Dewasa ini hampir semua kalangan pernah bermain video game. Baik game di PC atau komputer, console, mobile maupun video game di tempat ketangkasan. Video game telah berkembang pesat baik dari sisi teknologi, grafis hingga ukuran file dari video game tersebut. Bahkan ada turnament yang mempertandingkan beberapa tim untuk menjadi pemenang di suatu game, biasa disebut dengan turnament E-sport. Game yang bisa dimainkan oleh banyak orang yang biasanya dijadikan E-sport. Seperti DOTA 2, PUBG, CS:GO. Hal ini membuat menjamurnya studio-studio game baru di industri kreatif.

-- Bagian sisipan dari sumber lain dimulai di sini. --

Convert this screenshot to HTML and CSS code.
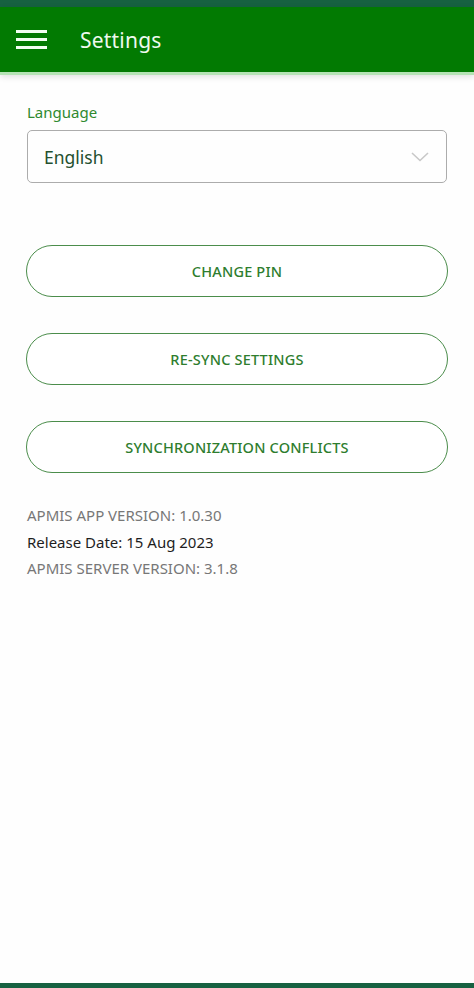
FILE: index.html
```html
<!DOCTYPE html>
<html lang="en">
<head>
    <meta charset="UTF-8">
    <meta name="viewport" content="width=device-width, initial-scale=1.0">
    <title>Settings</title>
    <link rel="stylesheet" href="styles.css">
</head>
<body>
    <div class="status-bar"></div>
    <header class="app-bar">
        <button class="menu-btn" aria-label="Menu">
            <span></span><span></span><span></span>
        </button>
        <h1>Settings</h1>
    </header>

    <main class="content">
        <label class="field-label" for="language">Language</label>
        <div class="select-box">
            <span class="select-value">English</span>
            <svg class="chevron" width="18" height="10" viewBox="0 0 18 10">
                <path d="M1 1 L9 8.5 L17 1" fill="none" stroke="#c8c8c8" stroke-width="1.6"/>
            </svg>
        </div>

        <div class="actions">
            <button class="outline-btn">CHANGE PIN</button>
            <button class="outline-btn">RE-SYNC SETTINGS</button>
            <button class="outline-btn">SYNCHRONIZATION CONFLICTS</button>
        </div>

        <div class="info">
            <p class="muted">APMIS APP VERSION: 1.0.30</p>
            <p>Release Date: 15 Aug 2023</p>
            <p class="muted">APMIS SERVER VERSION: 3.1.8</p>
        </div>
    </main>

    <div class="nav-bar"></div>
</body>
</html>
```

FILE: styles.css
```css
html, body {
    height: 100%;
}
body {
    margin: 0;
    display: flex;
    flex-direction: column;
    background: #fefefe;
    font-family: "Noto Sans", "Open Sans", sans-serif;
}
.status-bar {
    height: 7px;
    background: #176141;
}
.app-bar {
    height: 65px;
    background: #027a02;
    display: flex;
    align-items: center;
    border-bottom: 3px solid #b5e3b5;
    box-shadow: 0 2px 6px rgba(0, 0, 0, 0.12);
}
.menu-btn {
    width: 31px;
    margin-left: 16px;
    padding: 0;
    border: 0;
    background: none;
    display: flex;
    flex-direction: column;
    gap: 5px;
}
.menu-btn span {
    height: 3px;
    background: #f2fff2;
}
.app-bar h1 {
    margin: 0 0 0 33px;
    font-size: 21px;
    font-weight: 400;
    color: #eef9ee;
    letter-spacing: 0.2px;
}
.content {
    flex: 1;
    padding: 27px 27px 0 27px;
}
.field-label {
    display: block;
    font-size: 15px;
    color: #2f8a2f;
    margin-bottom: 8px;
}
.select-box {
    height: 51px;
    border: 1px solid #acacac;
    border-radius: 5px;
    display: flex;
    align-items: center;
    justify-content: space-between;
    padding: 0 17px 0 16px;
}
.select-value {
    font-size: 17.5px;
    color: #24502e;
}
.actions {
    margin: 62px -1px 0 -1px;
    display: flex;
    flex-direction: column;
    gap: 36px;
}
.outline-btn {
    height: 52px;
    width: 100%;
    border: 1px solid #4b8d4b;
    border-radius: 26px;
    background: #fff;
    color: #2e7d2e;
    font-family: "Noto Sans", sans-serif;
    font-size: 14.5px;
    font-weight: 500;
    letter-spacing: 0.2px;
}
.info {
    margin-top: 29px;
    font-size: 15px;
    line-height: 26.5px;
    color: #1e1e1e;
}
.info p {
    margin: 0;
}
.info .muted {
    color: #777;
}
.nav-bar {
    height: 5px;
    background: #176141;
}
```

Namun pada tahun 1983 terjadi sebuah insiden yang disebut Atari Shock atau Video Game Crash of 1983. Dimana pada waktu itu video game tidak laku dipasaran, sehingga membuat pendapatan produsen console game saat itu Atari mengalami penurunan pendapatan hingga 97%. Ada beberapa factor yang menyebabkan terjadinya Atari Shock ini. Diantaranya, Kejenuhan dalam inovasi game, kalah bersaing dengan komputer rumahan dan tidak adanya kontrol yang baik di pihak penerbit. Bahkan ketika tahun 1982 ketika Atari merilis banyak game untuk console mereka, namun tidak dibarengi dengan kontrol yang baik dari produsen. Sehingga took yang menjual video game dan console Atari mengembalikan produk ke produsen. Namun pihak produsen tidak memiliki uang untuk mengembalikan uang para pemilik toko. Akhirnya pihak pengecer menjual game dengan harga yang sangat murah. Game yang awalnya $35 dijual menjadi $5 saja.

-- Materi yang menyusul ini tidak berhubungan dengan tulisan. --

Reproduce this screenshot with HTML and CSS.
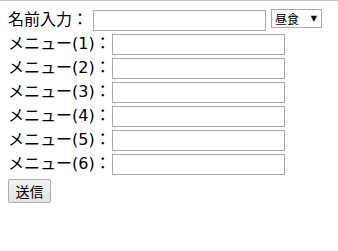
FILE: index.html
```html
<!DOCTYPE html>
<html lang="ja">
<head>
<meta charset="utf-8">
<link rel="stylesheet" href="styles.css">
</head>
<body>
<form class="form">
  <div class="row">
    <span class="label">名前入力：</span>
    <input class="text name" type="text">
    <span class="select">昼食<span class="arrow">▼</span></span>
  </div>
  <div class="row"><span class="label">メニュー(1)：</span><input class="text menu" type="text"></div>
  <div class="row"><span class="label">メニュー(2)：</span><input class="text menu" type="text"></div>
  <div class="row"><span class="label">メニュー(3)：</span><input class="text menu" type="text"></div>
  <div class="row"><span class="label">メニュー(4)：</span><input class="text menu" type="text"></div>
  <div class="row"><span class="label">メニュー(5)：</span><input class="text menu" type="text"></div>
  <div class="row"><span class="label">メニュー(6)：</span><input class="text menu" type="text"></div>
  <div class="actions"><button class="submit" type="button">送信</button></div>
</form>
</body>
</html>
```
FILE: styles.css
```css
html {
  border-top: 1px solid #c3c3c3;
  background: #fff;
}
body {
  margin: 7px 8px 8px 8px;
  font-family: "DejaVu Sans", "Noto Sans CJK JP", sans-serif;
  font-size: 16px;
  color: #000;
}
.form {
  display: flex;
  flex-direction: column;
}
.row {
  display: flex;
  align-items: center;
  height: 24px;
}
.label {
  white-space: nowrap;
  line-height: 24px;
}
.text {
  box-sizing: border-box;
  width: 173px;
  height: 21px;
  margin: 0;
  padding: 0 2px;
  border: 1px solid #a9a9a9;
  background: #fff;
  font-size: 13px;
}
.name {
  margin-left: 5px;
}
.menu {
  margin-left: 1px;
}
.select {
  box-sizing: border-box;
  display: flex;
  align-items: center;
  margin-left: 5px;
  width: 51px;
  height: 19px;
  padding: 0 4px 0 3px;
  border: 1px solid #a9a9a9;
  background: #fff;
  font-family: "Noto Sans CJK JP", sans-serif;
  font-size: 12px;
  margin-top: -3px;
}
.arrow {
  margin-left: auto;
  font-size: 8px;
  font-family: "DejaVu Sans", sans-serif;
}
.actions {
  display: flex;
  padding-top: 3px;
}
.submit {
  box-sizing: border-box;
  width: 43px;
  height: 24px;
  margin: 0;
  padding: 0;
  border: 1px solid #adadad;
  border-radius: 2px;
  background: linear-gradient(#f2f2f2, #e2e2e2);
  font-family: "Noto Sans CJK JP", sans-serif;
  font-size: 14px;
  color: #000;
}
```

Tragedi Atari Shock ini membawa dampak yang sangat panjang bagi industri game hingga saat ini. Salah satunya dominasi industri game yang awalnya di pimpin oleh Amerika Serikat sekarang berpindah ke Jepang. Ini dibuktikan dengan banyaknya game dan console buatan negara jepang seperti Nintendo dan Sega. Dengan video game khas buatan mereka seperti Super Mario Bros untuk console Nintendo dan Sonic untuk console Sega. Dan tumbuhnya penjualan game untuk PC atau komputer yang melampaui penjualan dari console tiap tahunnya.